- **GIVEN REQUEST**
Reproduce each line that includes the word "styled".

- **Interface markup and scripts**
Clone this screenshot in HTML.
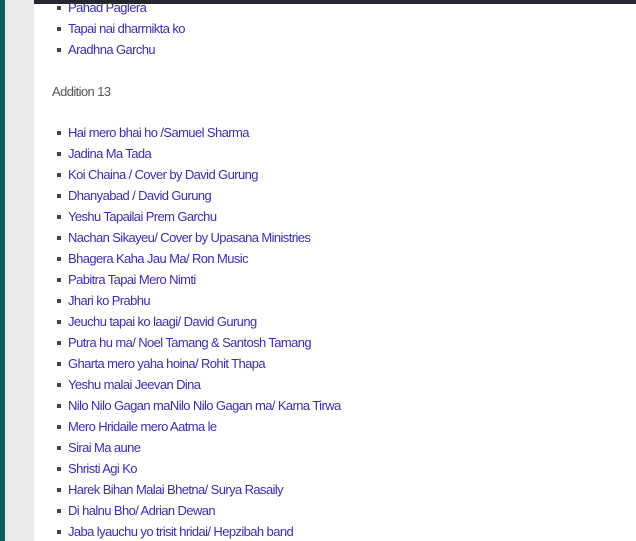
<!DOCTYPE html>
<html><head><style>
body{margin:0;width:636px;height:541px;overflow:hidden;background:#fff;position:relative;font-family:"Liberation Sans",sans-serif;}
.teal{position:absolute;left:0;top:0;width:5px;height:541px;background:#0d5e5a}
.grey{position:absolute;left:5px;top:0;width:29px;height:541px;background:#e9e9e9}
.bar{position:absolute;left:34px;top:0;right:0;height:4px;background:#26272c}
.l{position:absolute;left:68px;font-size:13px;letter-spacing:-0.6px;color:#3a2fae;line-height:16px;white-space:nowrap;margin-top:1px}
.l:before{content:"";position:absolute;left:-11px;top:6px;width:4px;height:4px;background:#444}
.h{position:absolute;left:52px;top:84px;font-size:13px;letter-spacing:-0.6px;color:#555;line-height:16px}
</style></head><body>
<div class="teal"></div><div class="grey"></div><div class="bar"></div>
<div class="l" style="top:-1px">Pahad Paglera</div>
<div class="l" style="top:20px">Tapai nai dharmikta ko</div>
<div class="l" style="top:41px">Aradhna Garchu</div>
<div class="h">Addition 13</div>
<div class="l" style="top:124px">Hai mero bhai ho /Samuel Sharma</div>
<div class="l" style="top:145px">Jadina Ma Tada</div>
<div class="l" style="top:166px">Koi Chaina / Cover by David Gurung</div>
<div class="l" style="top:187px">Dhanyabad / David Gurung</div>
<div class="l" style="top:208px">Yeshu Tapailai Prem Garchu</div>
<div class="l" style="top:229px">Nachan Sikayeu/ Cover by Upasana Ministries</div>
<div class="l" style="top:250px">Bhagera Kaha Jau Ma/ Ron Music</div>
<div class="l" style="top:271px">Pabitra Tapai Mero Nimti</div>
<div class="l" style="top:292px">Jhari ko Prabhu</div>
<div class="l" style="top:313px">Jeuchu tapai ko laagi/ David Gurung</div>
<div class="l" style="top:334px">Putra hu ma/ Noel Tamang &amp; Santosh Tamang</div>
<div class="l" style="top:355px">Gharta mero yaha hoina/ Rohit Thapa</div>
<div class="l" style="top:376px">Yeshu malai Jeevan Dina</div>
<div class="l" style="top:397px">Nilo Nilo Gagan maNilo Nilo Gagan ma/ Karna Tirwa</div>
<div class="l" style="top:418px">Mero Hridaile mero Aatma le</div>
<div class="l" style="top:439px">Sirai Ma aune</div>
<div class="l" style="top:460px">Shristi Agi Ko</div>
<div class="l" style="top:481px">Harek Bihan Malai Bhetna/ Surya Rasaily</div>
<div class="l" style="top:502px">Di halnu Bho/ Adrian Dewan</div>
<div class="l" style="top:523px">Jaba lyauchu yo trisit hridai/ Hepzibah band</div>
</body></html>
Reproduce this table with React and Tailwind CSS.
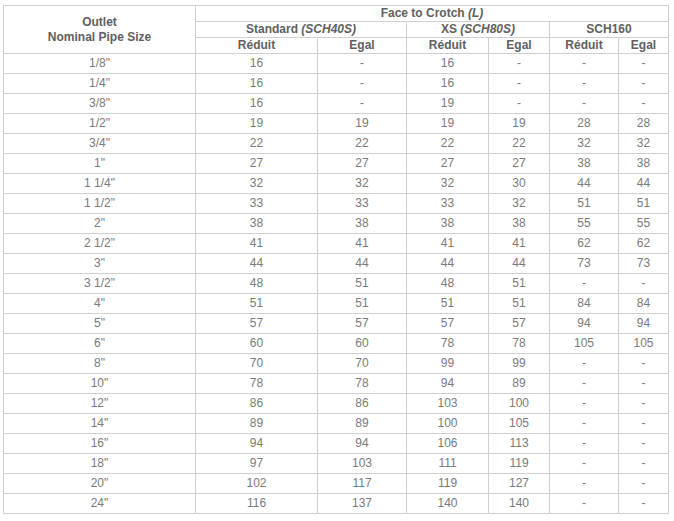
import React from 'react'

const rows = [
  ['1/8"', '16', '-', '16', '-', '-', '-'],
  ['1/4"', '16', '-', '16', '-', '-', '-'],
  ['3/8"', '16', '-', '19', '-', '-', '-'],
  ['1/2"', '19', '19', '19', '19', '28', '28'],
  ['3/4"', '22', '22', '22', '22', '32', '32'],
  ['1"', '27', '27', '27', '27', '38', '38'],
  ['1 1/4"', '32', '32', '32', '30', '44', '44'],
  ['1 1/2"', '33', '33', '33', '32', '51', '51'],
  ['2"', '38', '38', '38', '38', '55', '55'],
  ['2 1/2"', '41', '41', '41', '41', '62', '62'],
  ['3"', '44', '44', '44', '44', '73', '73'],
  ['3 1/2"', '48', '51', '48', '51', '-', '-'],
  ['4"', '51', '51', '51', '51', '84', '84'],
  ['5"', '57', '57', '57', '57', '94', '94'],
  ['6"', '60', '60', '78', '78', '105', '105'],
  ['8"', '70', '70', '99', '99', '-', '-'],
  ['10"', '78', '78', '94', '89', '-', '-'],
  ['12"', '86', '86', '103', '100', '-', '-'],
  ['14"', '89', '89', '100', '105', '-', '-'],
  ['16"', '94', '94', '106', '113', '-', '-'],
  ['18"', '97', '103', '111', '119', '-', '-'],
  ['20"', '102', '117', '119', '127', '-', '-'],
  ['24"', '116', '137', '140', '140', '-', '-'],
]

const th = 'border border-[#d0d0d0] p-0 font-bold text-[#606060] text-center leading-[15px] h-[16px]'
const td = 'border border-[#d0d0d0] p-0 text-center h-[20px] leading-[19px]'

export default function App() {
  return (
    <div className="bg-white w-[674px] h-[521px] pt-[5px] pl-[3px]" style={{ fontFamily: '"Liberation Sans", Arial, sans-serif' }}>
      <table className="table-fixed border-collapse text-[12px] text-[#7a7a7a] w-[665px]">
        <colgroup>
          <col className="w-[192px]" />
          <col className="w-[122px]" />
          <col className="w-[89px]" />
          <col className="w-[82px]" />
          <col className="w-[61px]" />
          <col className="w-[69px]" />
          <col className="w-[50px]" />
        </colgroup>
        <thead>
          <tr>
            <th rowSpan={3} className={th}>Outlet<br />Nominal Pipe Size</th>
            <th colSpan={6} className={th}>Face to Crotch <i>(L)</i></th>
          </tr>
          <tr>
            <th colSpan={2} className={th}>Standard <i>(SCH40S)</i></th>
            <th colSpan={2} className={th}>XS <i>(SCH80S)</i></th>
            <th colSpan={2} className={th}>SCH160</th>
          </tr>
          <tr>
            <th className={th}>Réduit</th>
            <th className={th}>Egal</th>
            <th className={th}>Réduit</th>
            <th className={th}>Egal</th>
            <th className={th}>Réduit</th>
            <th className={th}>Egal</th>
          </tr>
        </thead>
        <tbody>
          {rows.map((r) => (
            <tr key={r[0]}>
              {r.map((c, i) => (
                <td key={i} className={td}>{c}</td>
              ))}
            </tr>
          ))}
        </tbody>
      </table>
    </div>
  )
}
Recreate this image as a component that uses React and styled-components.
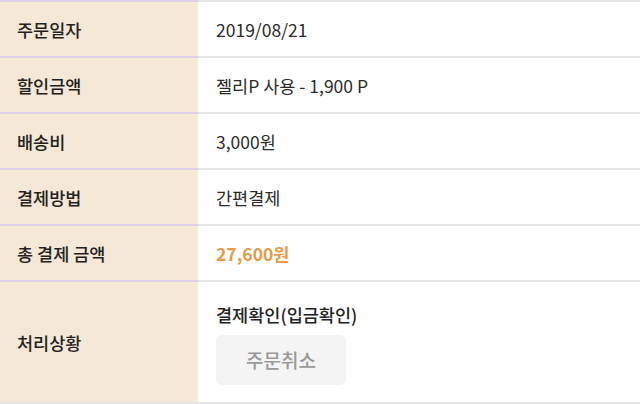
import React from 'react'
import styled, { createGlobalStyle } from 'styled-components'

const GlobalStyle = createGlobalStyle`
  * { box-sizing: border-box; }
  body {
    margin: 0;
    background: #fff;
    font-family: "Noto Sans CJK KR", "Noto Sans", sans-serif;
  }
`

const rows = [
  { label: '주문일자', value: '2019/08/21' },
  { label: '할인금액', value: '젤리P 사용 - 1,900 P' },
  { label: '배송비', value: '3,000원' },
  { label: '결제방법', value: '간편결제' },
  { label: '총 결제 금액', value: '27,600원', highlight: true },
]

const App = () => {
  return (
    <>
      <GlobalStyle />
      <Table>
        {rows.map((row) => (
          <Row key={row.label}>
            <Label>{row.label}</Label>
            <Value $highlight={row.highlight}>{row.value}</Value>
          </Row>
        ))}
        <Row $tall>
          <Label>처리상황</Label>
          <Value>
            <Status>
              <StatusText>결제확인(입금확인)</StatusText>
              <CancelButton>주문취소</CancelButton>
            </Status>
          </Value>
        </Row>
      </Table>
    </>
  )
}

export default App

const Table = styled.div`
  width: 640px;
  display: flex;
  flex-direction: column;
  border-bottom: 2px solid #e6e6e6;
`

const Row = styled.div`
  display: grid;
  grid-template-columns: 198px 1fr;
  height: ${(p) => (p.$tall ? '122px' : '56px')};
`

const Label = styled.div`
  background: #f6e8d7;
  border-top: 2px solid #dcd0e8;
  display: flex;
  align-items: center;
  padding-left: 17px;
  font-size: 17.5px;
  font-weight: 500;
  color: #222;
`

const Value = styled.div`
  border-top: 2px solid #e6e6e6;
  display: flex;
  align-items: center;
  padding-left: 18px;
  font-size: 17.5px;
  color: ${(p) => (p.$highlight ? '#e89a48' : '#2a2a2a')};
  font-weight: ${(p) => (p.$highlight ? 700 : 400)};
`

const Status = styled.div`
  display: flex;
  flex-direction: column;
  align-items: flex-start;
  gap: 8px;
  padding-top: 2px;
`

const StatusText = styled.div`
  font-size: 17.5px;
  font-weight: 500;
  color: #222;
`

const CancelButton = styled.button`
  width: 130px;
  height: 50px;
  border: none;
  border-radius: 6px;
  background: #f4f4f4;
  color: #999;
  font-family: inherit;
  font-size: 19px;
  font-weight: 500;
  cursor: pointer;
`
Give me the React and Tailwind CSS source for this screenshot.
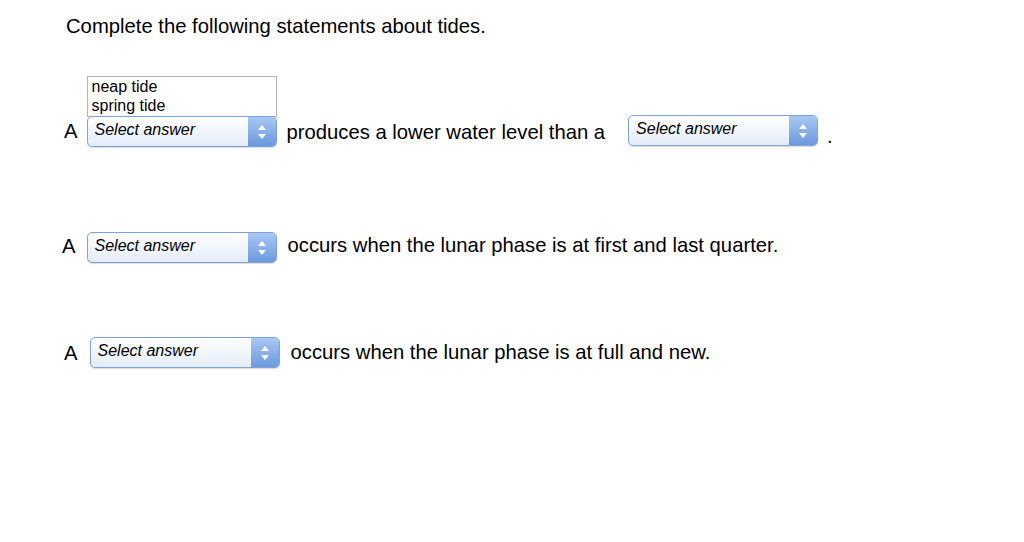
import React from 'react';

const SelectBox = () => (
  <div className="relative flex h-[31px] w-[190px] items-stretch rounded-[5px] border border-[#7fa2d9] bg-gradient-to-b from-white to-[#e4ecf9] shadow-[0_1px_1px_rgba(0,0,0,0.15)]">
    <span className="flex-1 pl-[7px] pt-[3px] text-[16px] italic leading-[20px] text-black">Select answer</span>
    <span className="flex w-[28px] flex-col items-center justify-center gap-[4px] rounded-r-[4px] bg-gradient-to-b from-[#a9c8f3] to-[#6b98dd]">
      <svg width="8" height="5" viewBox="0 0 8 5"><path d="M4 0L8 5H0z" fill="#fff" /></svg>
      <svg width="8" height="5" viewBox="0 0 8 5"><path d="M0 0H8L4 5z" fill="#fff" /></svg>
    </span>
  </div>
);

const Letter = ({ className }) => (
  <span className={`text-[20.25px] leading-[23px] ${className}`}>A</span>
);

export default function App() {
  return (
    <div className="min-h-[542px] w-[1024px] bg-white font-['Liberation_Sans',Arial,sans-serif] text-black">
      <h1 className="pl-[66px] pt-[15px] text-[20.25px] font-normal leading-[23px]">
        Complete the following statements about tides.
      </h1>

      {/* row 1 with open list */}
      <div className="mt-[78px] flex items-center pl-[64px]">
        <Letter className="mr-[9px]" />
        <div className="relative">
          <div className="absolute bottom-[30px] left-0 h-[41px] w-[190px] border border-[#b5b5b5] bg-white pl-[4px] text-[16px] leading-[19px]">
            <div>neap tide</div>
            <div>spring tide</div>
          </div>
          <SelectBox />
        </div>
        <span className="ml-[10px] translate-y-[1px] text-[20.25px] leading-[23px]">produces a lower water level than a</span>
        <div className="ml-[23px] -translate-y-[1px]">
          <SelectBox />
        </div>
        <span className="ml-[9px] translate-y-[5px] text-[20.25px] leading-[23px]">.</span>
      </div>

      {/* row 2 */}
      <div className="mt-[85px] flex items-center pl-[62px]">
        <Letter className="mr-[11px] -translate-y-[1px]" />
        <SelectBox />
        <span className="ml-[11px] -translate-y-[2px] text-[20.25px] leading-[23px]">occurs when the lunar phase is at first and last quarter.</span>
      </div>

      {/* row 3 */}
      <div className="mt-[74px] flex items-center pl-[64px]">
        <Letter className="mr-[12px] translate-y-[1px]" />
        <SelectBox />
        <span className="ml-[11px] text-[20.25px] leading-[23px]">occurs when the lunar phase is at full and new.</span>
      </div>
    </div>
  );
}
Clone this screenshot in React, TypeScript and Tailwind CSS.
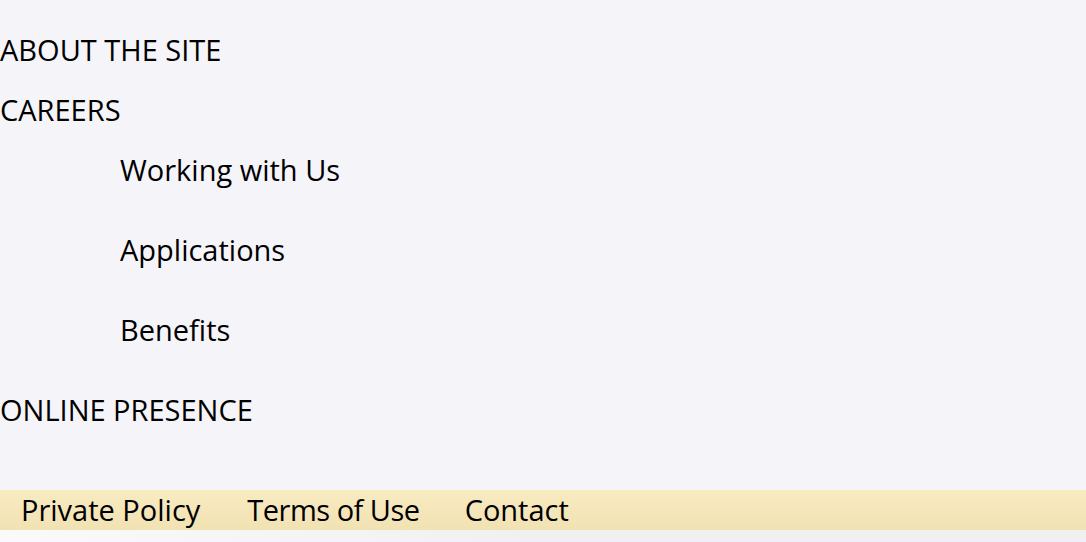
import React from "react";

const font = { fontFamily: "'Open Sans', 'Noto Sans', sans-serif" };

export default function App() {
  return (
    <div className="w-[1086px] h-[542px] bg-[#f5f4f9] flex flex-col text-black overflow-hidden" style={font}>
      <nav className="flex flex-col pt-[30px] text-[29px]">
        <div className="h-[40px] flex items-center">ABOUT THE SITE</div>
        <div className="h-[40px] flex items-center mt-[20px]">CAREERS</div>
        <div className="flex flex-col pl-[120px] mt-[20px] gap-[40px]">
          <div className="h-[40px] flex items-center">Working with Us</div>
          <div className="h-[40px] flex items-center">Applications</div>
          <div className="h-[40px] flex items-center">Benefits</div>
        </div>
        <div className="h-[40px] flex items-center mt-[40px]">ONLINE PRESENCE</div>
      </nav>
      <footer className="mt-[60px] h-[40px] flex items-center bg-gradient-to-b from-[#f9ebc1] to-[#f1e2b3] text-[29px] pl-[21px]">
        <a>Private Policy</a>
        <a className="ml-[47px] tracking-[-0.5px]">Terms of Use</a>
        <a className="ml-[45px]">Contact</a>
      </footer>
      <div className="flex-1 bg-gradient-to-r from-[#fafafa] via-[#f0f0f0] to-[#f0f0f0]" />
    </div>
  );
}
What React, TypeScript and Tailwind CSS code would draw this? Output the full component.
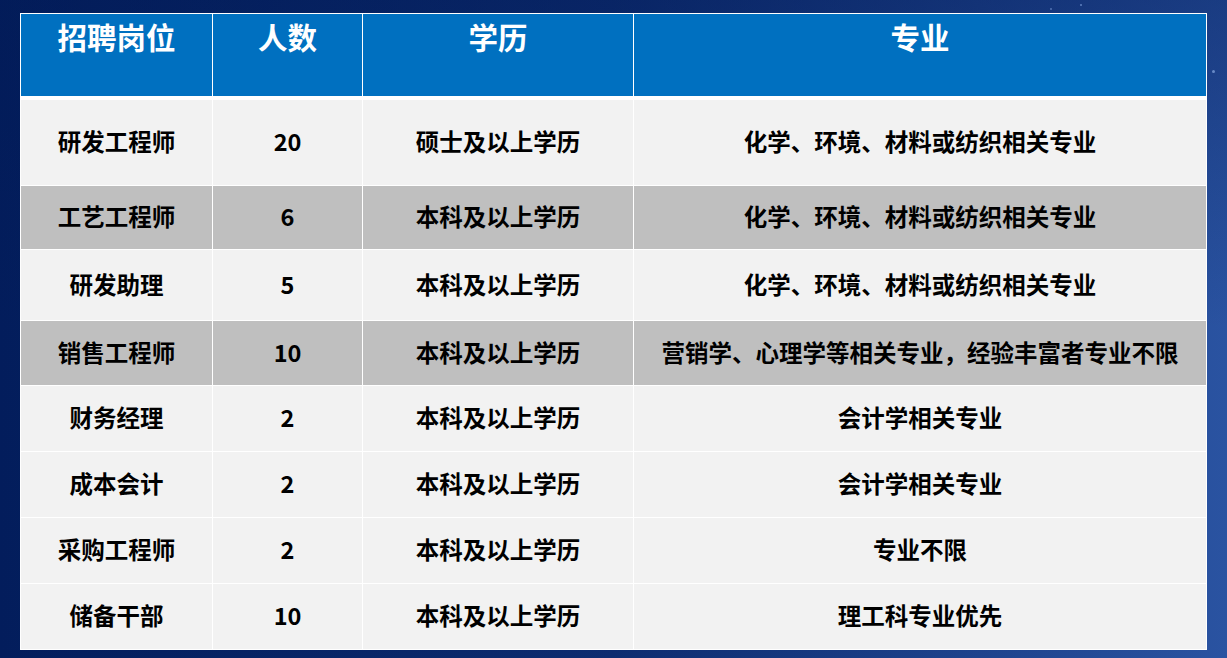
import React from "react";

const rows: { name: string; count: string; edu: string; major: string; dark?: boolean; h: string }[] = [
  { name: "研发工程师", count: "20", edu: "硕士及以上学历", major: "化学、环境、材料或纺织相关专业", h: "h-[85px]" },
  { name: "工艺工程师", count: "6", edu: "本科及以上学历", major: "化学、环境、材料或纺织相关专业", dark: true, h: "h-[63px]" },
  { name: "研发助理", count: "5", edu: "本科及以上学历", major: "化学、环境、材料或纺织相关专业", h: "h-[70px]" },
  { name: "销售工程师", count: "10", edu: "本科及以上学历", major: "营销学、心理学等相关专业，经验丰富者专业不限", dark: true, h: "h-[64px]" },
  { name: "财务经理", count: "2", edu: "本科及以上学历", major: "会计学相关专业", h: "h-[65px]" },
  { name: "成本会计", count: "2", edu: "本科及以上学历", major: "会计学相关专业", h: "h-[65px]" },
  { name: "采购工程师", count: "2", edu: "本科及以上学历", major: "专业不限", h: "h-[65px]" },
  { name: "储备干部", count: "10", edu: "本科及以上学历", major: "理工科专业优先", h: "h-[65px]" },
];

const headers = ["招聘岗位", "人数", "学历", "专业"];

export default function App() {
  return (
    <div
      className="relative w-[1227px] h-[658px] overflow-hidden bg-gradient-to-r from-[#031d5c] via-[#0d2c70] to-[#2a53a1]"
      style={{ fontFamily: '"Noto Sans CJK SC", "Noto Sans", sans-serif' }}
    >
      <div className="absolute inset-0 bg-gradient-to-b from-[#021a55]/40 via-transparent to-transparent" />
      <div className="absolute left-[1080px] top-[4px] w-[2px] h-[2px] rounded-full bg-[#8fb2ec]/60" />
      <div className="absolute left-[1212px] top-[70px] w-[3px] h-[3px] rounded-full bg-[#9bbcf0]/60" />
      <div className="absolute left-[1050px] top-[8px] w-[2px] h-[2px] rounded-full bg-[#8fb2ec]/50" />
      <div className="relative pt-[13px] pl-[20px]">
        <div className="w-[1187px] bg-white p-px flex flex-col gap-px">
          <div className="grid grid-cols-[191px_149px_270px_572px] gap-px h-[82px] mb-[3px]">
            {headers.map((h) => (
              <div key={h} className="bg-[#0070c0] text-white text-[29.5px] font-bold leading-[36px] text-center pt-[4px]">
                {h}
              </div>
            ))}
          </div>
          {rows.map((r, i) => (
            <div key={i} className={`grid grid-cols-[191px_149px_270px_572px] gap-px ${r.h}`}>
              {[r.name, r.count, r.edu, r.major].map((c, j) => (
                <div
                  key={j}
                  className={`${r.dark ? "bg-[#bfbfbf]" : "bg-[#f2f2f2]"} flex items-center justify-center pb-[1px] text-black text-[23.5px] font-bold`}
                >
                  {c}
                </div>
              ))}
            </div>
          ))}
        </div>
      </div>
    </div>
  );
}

- **WRITTEN RESPONSE**
Recreate this image as a component that uses React and styled-components.
import styled, { createGlobalStyle } from 'styled-components'
const Table = styled.div`
const Row = styled.div`
const Label = styled.div`
const Value = styled.div`
const Status = styled.div`
const StatusText = styled.div`
const CancelButton = styled.button`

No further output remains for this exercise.